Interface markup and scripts
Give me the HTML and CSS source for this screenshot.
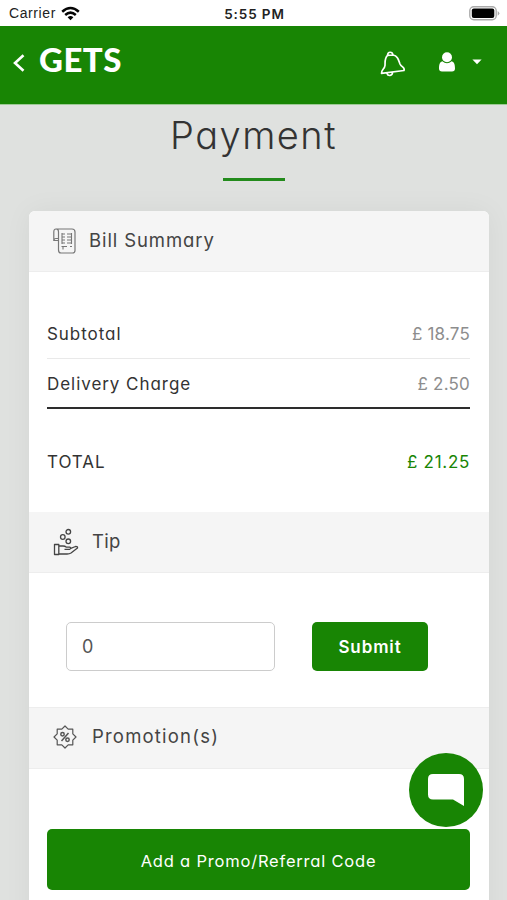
FILE: index.html
```html
<!DOCTYPE html>
<html lang="en">
<head>
<meta charset="utf-8">
<title>GETS Payment</title>
<link rel="stylesheet" href="styles.css">
</head>
<body>
<div class="status">
  <div class="carrier"><span>Carrier</span>
    <svg width="19" height="15" viewBox="0 0 19 15" fill="none" stroke="#050505" stroke-width="2.5"><path d="M1.2 5.7Q9.5-1.8 17.8 5.7M4.2 9Q9.5 4.2 14.8 9"/><path d="M9.5 14.2 6.6 11.3Q9.5 8.6 12.4 11.3Z" fill="#050505" stroke="none"/></svg>
  </div>
  <div class="time">5:55 PM</div>
  <svg class="battery" width="31" height="15" viewBox="0 0 31 15"><rect x=".8" y=".8" width="26.4" height="13" rx="4" fill="#fff" stroke="#aaa" stroke-width="1.4"/><rect x="2.8" y="2.6" width="22.5" height="9.4" rx="2" fill="#000"/><path d="M28.7 5Q32 7.3 28.7 9.7Z" fill="#aaa"/></svg>
</div>
<header class="navbar">
  <svg class="back" width="12" height="18" viewBox="0 0 12 18" fill="none" stroke="#fff" stroke-width="2.6"><path d="M10.5 1.2 2 9l8.500 7.800"/></svg>
  <div class="brand">GETS</div>
  <svg class="bell" width="26" height="26" viewBox="0 0 26 26" fill="none" stroke="#fff" stroke-width="1.7" stroke-linejoin="round" stroke-linecap="round"><path d="M7.500 4.300C4.500 7 5.200 11 5 14.500 4.700 18 1.200 19 1.500 22.300L24 19.500C25.300 16 21.500 16.500 20 13 18.500 9 18 5 13 4ZM7.500 4.300C7.800.3 12.300.3 13 4M7 22.500C8 25.500 12.400 25 12.500 21.500"/></svg>
  <svg class="user" width="18" height="20" viewBox="0 0 18 20" fill="#fff"><circle cx="9" cy="5.200" r="5"/><path d="M4.300 9.300Q9 13 13.700 9.300C16.500 10 17 13.500 17 16.500Q17 19.500 14 19.500H4Q1 19.500 1 16.500C1 13.500 1.500 10 4.300 9.300Z"/></svg>
  <svg class="caret" width="10" height="6" viewBox="0 0 10 6"><path d="M.4.500h9.200L5 5.300Z" fill="#fff"/></svg>
</header>
<main class="page">
  <h1>Payment</h1>
  <div class="rule"></div>
  <section class="card">
    <h2 class="head head-bill">
      <svg width="24" height="26" viewBox="0 0 24 26" fill="none" stroke="#777" stroke-width="1.200"><path d="M3.500 1H19Q22 1 22 4V22.500Q22 25 19.500 25H8Q5.500 25 5.500 22V4Q5.500 1 3 1 .8 1 .8 4V12.500H5.500M1 12.500Q1 10.500 3 10.500H5.500"/><path d="M8.500 6H12M14 6H19M8.500 9H12M14 9H19M8.500 12H12M14 12H19M8.500 15H12M14 15H19M8.500 18.500H14M17 18.500H19M9 5V16M18.500 5V16M10 19V21.500" stroke-width="1.100"/></svg>
      <span class="t-bill">Bill Summary</span>
    </h2>
    <div class="bill">
      <div class="row"><span class="label">Subtotal</span><span class="amount">£ 18.75</span></div>
      <div class="row row-last"><span class="label">Delivery Charge</span><span class="amount">£ 2.50</span></div>
      <div class="row row-total"><span class="label">TOTAL</span><span class="amount sum">£ 21.25</span></div>
    </div>
    <h2 class="head head-tip">
      <svg width="26" height="28" viewBox="0 0 26 28" fill="none" stroke="#444" stroke-width="1.300" stroke-linejoin="round"><circle cx="15.300" cy="3.800" r="2.300"/><circle cx="9.800" cy="9" r="2.300"/><circle cx="15.300" cy="13.300" r="2.300"/><path d="M1.500 16.500H5.800V26.500H1.500ZM5.800 18H10Q12 18 13.500 19.200H17Q18.500 20.300 16.800 21.300H11.500M17.800 20.300 22.500 18.500Q25 18.300 24.500 20L18 25Q16.500 26 14 26H5.800"/></svg>
      <span class="t-tip">Tip</span>
    </h2>
    <form class="tip">
      <input type="text" value="0" aria-label="Tip">
      <button type="button">Submit</button>
    </form>
    <h2 class="head head-promo">
      <svg width="24" height="24" viewBox="0 0 24 24" fill="none" stroke="#555" stroke-width="1.200" stroke-linejoin="round"><path d="M12 1 15.200 4.200H19.800V8.800L23 12 19.800 15.200V19.800H15.200L12 23 8.800 19.800H4.200V15.200L1 12 4.200 8.800V4.200H8.800Z"/><g stroke-width="1.500"><circle cx="9.500" cy="9.300" r="1.700"/><circle cx="14.500" cy="14.700" r="1.700"/><path d="M15.500 8 8.500 16"/></g></svg>
      <span class="t-promo">Promotion(s)</span>
    </h2>
    <div class="promo"><button type="button">Add a Promo/Referral Code</button></div>
  </section>
</main>
<div class="chat"><svg width="38" height="34" viewBox="0 0 38 34"><path d="M6 1H32Q37 1 37 6V33L26 26.500H6Q1 26.500 1 21.500V6Q1 1 6 1Z" fill="#fff"/></svg></div>
</body>
</html>
```

FILE: styles.css
```css
* { box-sizing: border-box; }
body {
  margin: 0;
  height: 900px;
  overflow: hidden;
  background: #dfe1df;
  color: #333;
  font-family: Inter, "Open Sans", sans-serif;
  font-feature-settings: "cv11";
}
button, input { font: inherit; font-feature-settings: inherit; }
svg { display: block; flex: none; }
.status {
  height: 26px;
  padding: 0 7px 0 9px;
  background: #fff;
  color: #222;
  display: grid;
  grid-template-columns: 1fr auto 1fr;
  align-items: center;
  font: 14px "Liberation Sans", sans-serif;
}
.carrier { display: flex; gap: 5px; align-items: center; letter-spacing: .6px; }
.time { font: 600 13.5px Inter, sans-serif; letter-spacing: .9px; padding-top: 1px; }
.battery { justify-self: end; }
.navbar {
  height: 79px;
  padding: 0 25px 0 13px;
  background: #188504;
  border-bottom: 1px solid #9dca95;
  display: flex;
  align-items: center;
}
.back { margin-top: -4px; }
.brand {
  margin: -12px 0 0 14px;
  color: #fff;
  font: 900 33px Lato, sans-serif;
  letter-spacing: .5px;
}
.bell { margin: -2px 0 0 auto; }
.user { margin: -7px 0 0 32px; }
.caret { margin: -6px 0 0 16px; }
h1 {
  margin: 0;
  padding-top: 8px;
  text-align: center;
  font-size: 38px;
  line-height: 44px;
  font-weight: 300;
  letter-spacing: 1.5px;
}
.rule { width: 62px; height: 3px; margin: 21px auto 30px; background: #238b1c; }
.card {
  width: 460px;
  height: 720px;
  margin-left: 29px;
  background: #fff;
  border-radius: 6px 6px 0 0;
  overflow: hidden;
  box-shadow: 0 0 28px rgba(0,0,0,.05);
}
.head {
  margin: 0;
  height: 61px;
  padding: 0 24px;
  display: flex;
  align-items: center;
  background: #f5f5f5;
  border-bottom: 1px solid #ededed;
  font-size: 18.5px;
  font-weight: 400;
  color: #444;
}
.head span { margin-top: -2px; }
.head-bill { gap: 12px; }
.head-tip { gap: 13px; }
.head-promo { height: 62px; gap: 15px; border-top: 1px solid #ededed; padding-bottom: 2px; }
.t-bill { letter-spacing: .9px; }
.t-tip { letter-spacing: .3px; }
.t-promo { letter-spacing: 1.2px; }
.bill { height: 240px; padding: 37px 19px 0 18px; font-size: 17px; }
.row {
  height: 50px;
  display: flex;
  justify-content: space-between;
  align-items: center;
  border-bottom: 2px solid #e9e9e9;
}
.row:first-child { border-bottom-width: 1px; }
.row-last { border-bottom-color: #2d2d2d; padding-top: 1px; }
.row-total { height: 105px; border: 0; }
.label { letter-spacing: .95px; }
.amount { color: #8d8d8d; letter-spacing: .2px; }
.sum { color: #188504; letter-spacing: .7px; }
.tip { height: 134px; padding: 49px 37px 0; display: flex; gap: 37px; align-items: flex-start; }
.tip input {
  width: 209px;
  height: 49px;
  padding: 0 15px;
  border: 1px solid #ccc;
  border-radius: 5px;
  background: #fff;
  color: #555;
  font-size: 18px;
}
.tip button, .promo button {
  border: 0;
  border-radius: 5px;
  background: #188504;
  color: #fff;
  padding: 0;
}
.tip button { width: 116px; height: 49px; font-size: 17px; font-weight: 600; letter-spacing: .9px; }
.promo { padding: 60px 19px 0 18px; }
.promo button { width: 100%; height: 61px; font-size: 16.5px; letter-spacing: .8px; padding-top: 2px; }
.chat {
  position: absolute;
  left: 409px;
  top: 753px;
  width: 74px;
  height: 74px;
  border-radius: 50%;
  background: #188504;
  display: grid;
  place-items: center;
}
```
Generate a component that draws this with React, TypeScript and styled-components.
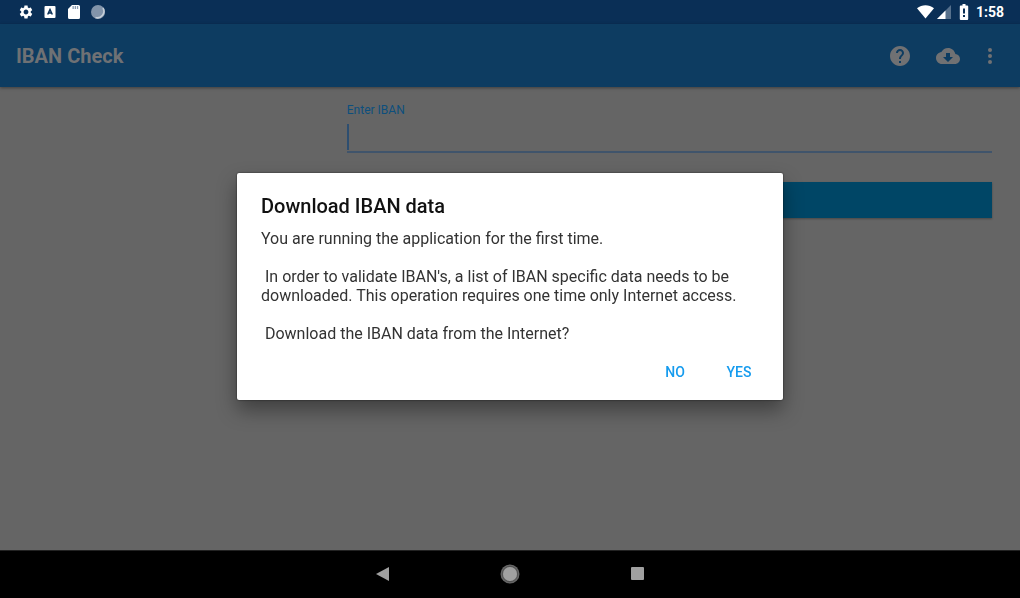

Set exercise
Copy every line above in which the string "this" shows up.

Completed exercise
Give me the HTML and CSS source for this screenshot.
Generate a component that draws this with React, TypeScript and styled-components.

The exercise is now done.